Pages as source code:
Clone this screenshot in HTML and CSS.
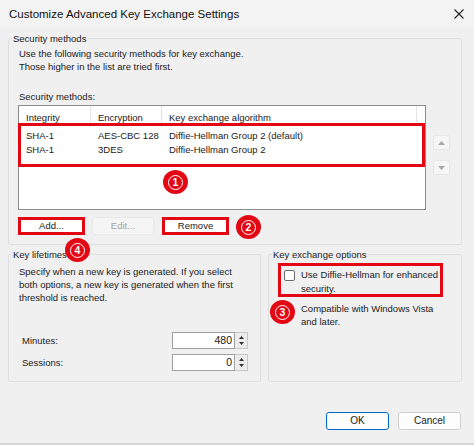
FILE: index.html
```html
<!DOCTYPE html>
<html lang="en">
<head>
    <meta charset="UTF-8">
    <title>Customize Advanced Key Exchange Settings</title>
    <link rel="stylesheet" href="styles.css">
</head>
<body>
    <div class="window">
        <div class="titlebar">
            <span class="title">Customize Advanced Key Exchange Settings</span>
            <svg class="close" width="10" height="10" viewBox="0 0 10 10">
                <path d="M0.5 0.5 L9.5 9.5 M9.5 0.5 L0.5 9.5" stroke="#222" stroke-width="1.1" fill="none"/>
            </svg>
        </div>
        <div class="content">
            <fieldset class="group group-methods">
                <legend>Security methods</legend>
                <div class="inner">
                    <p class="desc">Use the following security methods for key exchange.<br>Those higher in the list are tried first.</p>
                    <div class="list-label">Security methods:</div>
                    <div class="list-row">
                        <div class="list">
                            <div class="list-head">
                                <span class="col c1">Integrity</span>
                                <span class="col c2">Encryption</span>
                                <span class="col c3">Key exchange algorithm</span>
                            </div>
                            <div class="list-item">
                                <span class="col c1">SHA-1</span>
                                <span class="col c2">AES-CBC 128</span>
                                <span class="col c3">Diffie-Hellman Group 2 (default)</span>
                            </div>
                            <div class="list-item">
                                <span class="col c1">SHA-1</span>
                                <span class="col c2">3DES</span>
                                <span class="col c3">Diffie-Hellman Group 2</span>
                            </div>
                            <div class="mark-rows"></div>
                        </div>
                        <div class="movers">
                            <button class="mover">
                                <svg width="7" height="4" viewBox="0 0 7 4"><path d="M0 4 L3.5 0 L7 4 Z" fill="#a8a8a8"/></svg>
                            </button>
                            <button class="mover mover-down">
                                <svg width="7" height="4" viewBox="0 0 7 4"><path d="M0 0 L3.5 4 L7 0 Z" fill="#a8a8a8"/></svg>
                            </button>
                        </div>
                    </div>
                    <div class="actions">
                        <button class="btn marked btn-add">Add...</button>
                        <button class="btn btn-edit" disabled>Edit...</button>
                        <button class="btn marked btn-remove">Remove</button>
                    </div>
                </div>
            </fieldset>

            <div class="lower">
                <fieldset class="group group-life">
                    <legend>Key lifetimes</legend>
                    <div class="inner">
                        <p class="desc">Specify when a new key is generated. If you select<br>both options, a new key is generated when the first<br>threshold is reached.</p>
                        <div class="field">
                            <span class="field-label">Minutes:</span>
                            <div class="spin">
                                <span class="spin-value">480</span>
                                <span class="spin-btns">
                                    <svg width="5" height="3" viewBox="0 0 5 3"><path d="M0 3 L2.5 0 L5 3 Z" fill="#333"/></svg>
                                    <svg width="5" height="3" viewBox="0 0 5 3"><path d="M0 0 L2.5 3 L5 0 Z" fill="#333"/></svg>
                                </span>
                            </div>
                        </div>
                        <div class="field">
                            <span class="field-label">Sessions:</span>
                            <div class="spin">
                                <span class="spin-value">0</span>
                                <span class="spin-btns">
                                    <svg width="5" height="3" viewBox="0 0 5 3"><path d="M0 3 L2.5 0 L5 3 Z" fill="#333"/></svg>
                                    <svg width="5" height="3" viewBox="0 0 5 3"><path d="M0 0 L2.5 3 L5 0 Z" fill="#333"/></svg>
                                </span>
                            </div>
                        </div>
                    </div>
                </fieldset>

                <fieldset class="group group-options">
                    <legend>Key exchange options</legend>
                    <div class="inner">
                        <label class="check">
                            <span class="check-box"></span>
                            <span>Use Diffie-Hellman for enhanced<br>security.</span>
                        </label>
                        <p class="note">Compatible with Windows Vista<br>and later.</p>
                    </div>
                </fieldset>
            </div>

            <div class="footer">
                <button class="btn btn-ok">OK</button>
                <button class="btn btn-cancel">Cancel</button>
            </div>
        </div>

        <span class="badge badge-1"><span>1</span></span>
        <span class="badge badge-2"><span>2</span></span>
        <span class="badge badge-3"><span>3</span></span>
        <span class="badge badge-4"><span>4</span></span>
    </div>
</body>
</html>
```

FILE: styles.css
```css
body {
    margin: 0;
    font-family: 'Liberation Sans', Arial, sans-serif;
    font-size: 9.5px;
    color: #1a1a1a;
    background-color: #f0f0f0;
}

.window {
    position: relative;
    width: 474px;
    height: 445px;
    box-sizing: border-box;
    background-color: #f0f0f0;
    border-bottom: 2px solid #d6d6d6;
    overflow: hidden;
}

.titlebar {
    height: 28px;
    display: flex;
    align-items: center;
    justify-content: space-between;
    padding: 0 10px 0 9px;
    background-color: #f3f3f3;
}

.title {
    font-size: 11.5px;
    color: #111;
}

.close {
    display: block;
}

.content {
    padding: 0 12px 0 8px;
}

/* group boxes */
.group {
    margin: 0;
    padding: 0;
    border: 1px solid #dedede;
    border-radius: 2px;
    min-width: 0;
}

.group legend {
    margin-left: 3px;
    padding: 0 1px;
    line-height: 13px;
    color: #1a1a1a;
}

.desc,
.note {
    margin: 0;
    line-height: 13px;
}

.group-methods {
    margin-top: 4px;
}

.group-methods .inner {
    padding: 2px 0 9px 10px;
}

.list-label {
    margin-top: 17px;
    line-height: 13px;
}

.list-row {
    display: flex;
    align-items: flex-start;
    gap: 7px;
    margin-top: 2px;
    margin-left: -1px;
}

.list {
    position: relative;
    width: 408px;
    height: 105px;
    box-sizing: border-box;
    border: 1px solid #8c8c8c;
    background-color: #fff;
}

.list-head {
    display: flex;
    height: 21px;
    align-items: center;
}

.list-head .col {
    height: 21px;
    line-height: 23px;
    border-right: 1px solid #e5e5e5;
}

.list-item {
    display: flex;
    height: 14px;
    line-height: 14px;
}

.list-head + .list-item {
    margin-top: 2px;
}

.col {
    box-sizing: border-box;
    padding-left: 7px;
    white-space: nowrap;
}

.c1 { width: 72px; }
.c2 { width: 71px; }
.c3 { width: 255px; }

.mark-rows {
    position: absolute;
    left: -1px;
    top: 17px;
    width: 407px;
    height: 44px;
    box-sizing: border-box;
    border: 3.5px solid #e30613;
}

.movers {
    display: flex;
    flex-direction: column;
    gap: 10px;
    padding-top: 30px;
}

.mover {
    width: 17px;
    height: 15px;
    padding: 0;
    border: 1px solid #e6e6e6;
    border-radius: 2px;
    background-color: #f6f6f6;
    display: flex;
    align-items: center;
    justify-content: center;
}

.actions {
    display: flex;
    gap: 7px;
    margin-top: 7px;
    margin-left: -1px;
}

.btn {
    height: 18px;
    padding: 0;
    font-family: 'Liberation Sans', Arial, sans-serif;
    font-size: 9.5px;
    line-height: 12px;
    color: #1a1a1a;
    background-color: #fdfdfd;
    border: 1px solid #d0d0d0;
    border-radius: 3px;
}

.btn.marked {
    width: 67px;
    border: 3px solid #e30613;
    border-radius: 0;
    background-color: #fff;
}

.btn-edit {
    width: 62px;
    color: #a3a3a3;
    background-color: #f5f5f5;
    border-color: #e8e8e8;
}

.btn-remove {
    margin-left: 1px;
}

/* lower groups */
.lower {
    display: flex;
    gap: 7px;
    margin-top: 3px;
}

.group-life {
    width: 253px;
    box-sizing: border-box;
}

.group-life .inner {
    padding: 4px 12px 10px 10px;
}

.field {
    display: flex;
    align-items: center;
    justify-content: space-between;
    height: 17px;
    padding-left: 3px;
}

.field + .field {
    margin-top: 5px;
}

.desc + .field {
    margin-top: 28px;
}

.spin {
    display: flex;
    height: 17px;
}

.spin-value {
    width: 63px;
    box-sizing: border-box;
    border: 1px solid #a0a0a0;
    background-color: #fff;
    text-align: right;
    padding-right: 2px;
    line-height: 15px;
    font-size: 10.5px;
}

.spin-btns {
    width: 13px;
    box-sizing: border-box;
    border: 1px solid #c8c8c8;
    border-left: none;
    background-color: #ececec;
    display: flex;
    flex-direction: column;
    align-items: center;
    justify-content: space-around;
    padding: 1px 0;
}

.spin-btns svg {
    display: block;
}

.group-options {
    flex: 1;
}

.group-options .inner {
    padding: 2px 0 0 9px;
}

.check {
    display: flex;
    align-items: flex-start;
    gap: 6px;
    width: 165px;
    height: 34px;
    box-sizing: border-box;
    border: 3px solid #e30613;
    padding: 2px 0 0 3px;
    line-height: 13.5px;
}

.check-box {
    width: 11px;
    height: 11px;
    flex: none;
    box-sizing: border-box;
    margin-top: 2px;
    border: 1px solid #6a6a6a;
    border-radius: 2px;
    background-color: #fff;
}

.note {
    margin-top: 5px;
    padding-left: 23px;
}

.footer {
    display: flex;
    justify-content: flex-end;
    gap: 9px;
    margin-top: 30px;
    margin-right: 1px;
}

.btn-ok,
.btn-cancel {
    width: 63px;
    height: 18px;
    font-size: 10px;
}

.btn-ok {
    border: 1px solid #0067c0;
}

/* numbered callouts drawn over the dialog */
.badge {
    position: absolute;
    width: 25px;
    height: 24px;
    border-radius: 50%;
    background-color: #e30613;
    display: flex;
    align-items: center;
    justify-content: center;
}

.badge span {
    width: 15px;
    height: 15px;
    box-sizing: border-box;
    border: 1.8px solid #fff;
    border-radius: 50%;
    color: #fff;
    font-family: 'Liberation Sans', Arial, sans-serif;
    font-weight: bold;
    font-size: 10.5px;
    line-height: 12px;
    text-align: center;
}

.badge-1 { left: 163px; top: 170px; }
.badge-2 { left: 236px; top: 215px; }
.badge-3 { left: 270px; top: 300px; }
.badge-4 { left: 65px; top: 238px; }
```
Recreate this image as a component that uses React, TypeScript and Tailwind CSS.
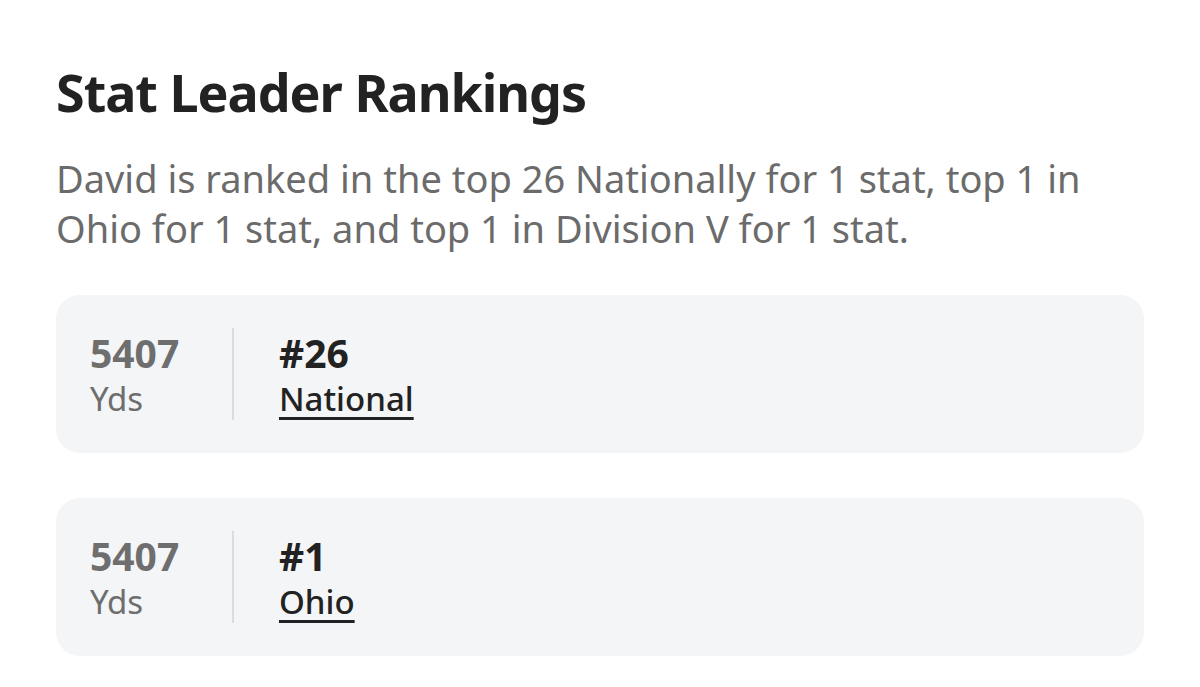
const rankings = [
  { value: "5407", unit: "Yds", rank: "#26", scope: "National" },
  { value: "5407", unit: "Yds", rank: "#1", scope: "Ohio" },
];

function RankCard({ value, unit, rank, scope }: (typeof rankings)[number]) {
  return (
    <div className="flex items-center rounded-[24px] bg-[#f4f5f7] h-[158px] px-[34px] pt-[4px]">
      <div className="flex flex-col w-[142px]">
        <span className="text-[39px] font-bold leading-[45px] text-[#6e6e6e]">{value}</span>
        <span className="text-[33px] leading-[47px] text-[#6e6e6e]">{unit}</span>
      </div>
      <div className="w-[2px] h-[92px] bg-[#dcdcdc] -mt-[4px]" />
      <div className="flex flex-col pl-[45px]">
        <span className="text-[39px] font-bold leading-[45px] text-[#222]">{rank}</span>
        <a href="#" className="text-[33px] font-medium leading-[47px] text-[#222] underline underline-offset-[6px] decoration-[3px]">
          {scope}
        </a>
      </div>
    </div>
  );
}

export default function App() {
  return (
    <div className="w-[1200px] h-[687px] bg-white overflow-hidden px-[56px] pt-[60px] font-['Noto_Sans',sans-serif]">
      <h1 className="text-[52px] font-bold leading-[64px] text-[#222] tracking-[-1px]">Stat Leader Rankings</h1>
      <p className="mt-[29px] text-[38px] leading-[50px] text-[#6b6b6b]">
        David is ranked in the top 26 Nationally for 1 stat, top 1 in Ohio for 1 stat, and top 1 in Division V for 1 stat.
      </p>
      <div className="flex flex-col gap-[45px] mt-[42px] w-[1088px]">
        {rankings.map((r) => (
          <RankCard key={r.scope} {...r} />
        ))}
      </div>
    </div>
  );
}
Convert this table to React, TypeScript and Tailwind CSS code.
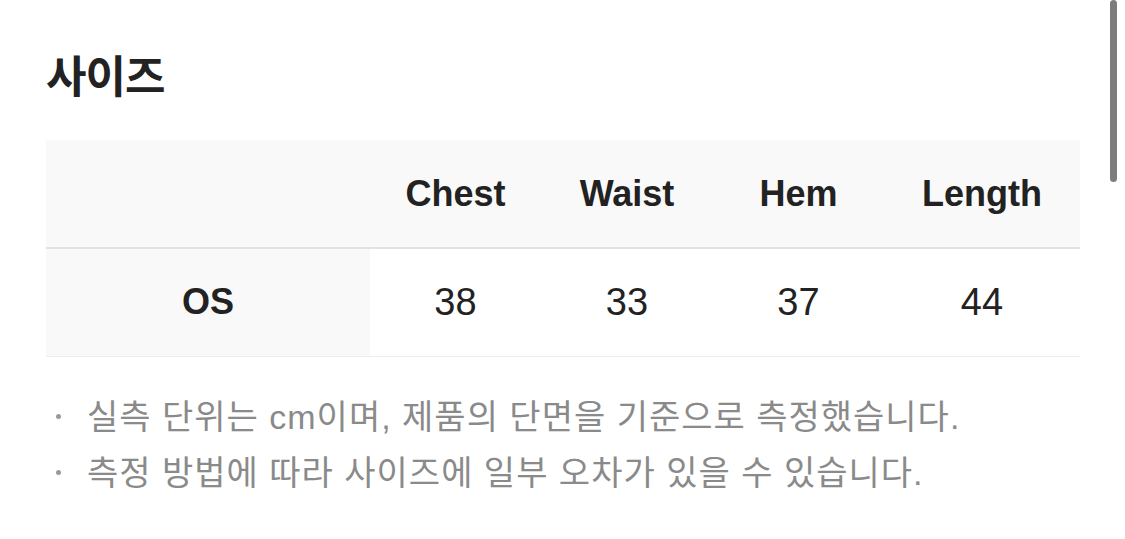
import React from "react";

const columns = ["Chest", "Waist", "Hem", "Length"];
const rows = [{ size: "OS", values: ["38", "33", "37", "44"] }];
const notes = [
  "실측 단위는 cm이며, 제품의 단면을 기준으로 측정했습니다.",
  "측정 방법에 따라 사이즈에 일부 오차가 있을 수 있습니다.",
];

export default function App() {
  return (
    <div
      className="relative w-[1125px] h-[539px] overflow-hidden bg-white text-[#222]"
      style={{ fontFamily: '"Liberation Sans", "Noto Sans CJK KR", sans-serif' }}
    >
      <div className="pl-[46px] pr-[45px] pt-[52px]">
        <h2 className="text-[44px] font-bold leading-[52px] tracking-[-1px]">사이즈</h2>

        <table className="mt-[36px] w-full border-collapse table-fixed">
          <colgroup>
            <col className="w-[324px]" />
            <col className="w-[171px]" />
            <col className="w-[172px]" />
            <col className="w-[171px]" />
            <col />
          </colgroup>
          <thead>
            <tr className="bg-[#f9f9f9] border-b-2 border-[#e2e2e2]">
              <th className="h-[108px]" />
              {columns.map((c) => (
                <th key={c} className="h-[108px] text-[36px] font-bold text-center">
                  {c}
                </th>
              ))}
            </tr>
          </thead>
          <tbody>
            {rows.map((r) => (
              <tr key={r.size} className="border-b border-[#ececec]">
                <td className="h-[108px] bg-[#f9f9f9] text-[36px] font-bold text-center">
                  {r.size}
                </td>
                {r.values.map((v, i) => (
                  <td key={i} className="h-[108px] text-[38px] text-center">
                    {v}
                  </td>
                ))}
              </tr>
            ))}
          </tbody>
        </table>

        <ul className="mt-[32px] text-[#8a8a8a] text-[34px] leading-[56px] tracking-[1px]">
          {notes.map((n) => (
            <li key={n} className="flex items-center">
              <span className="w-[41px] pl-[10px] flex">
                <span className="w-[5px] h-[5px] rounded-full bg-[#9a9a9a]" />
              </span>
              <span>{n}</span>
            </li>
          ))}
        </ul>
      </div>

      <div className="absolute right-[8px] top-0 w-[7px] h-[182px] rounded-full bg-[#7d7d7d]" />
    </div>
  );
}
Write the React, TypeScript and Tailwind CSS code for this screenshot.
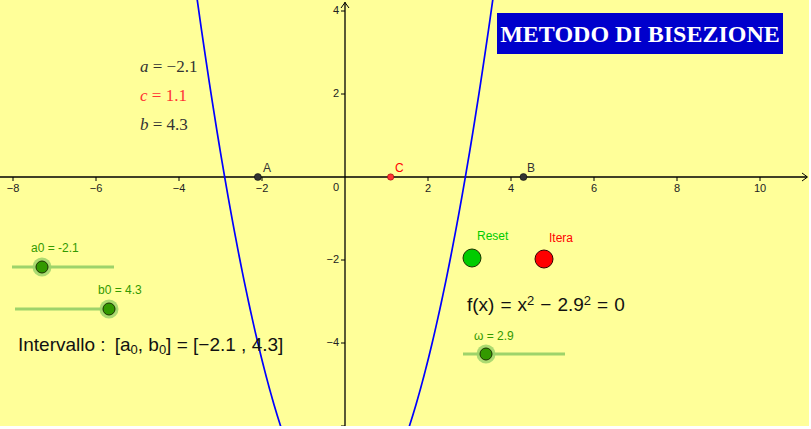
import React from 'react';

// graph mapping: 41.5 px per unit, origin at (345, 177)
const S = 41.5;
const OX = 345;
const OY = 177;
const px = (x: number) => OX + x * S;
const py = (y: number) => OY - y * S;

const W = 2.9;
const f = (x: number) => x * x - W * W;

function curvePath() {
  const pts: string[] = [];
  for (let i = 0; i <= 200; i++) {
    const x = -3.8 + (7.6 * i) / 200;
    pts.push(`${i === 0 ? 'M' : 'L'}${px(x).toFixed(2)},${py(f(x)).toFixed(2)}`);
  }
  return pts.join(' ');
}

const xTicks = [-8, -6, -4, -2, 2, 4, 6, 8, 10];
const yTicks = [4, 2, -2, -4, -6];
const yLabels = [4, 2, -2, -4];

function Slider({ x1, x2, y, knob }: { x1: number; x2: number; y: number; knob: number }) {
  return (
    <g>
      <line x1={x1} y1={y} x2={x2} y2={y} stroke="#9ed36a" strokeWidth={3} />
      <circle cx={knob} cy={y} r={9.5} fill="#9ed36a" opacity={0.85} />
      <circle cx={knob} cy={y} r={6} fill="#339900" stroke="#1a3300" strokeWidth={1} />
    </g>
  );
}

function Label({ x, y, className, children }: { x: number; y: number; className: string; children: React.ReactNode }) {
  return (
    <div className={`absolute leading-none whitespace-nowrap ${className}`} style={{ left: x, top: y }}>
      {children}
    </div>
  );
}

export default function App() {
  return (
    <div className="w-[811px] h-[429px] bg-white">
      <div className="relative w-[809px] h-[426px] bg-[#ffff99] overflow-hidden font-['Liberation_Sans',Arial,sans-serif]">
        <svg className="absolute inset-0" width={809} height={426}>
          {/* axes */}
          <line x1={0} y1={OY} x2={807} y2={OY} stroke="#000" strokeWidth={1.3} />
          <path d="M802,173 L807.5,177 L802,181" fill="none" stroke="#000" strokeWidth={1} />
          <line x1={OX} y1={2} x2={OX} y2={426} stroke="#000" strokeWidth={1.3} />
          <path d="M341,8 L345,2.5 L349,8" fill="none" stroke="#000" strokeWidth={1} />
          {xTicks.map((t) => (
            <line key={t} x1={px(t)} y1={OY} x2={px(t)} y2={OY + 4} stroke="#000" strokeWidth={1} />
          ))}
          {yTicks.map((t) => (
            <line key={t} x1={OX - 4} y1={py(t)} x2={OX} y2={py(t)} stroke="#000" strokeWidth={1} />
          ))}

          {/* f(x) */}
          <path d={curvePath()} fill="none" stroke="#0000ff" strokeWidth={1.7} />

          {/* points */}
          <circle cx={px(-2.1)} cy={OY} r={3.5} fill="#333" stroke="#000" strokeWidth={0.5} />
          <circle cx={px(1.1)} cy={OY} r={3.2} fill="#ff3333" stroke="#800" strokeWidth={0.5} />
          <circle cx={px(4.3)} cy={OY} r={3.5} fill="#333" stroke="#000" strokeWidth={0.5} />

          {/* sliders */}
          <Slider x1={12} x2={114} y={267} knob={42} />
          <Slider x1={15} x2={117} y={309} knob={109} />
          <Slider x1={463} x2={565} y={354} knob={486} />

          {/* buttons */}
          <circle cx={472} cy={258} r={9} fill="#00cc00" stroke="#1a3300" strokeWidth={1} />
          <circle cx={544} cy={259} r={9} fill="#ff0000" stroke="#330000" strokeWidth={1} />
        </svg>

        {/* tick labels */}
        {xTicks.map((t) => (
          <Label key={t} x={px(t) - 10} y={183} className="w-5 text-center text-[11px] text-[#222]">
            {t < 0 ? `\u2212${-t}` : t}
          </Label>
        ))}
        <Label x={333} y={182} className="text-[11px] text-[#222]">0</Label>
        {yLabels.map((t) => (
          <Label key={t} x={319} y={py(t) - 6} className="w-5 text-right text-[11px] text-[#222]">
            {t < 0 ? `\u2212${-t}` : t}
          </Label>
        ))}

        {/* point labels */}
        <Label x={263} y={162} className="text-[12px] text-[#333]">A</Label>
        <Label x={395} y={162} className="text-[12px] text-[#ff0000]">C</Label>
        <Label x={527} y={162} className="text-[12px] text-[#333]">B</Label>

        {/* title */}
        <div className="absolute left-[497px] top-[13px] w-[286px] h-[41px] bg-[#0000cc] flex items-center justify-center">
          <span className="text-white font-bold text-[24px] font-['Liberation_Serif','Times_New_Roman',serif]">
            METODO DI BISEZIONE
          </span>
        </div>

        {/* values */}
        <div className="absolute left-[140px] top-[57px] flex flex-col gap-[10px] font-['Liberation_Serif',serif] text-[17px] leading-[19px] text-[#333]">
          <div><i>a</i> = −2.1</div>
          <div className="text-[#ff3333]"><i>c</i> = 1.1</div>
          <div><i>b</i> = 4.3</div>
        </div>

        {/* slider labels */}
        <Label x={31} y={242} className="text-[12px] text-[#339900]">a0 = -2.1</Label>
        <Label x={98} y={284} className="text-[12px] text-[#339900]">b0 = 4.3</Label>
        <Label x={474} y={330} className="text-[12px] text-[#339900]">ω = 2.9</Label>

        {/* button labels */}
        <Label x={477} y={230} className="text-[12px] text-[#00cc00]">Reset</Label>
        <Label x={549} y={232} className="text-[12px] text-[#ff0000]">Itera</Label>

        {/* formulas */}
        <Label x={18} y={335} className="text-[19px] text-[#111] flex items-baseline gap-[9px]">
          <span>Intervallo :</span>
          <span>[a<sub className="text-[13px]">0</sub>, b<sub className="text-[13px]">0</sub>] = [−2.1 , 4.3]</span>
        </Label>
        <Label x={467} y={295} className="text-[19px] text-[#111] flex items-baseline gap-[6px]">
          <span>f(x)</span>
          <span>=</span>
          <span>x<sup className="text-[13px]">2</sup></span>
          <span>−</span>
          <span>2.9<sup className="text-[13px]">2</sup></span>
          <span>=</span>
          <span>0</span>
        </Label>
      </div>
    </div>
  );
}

• _SHORT TASK_: Output exactly the lines from the one containing "Write the React, TypeScript" through the one containing "const f = (x: number) => x * x - W * W;", both included, and nothing else; leave out any pictures.

• _EXERCISE RESPONSE_:
Write the React, TypeScript and Tailwind CSS code for this screenshot.
import React from 'react';

// graph mapping: 41.5 px per unit, origin at (345, 177)
const S = 41.5;
const OX = 345;
const OY = 177;
const px = (x: number) => OX + x * S;
const py = (y: number) => OY - y * S;

const W = 2.9;
const f = (x: number) => x * x - W * W;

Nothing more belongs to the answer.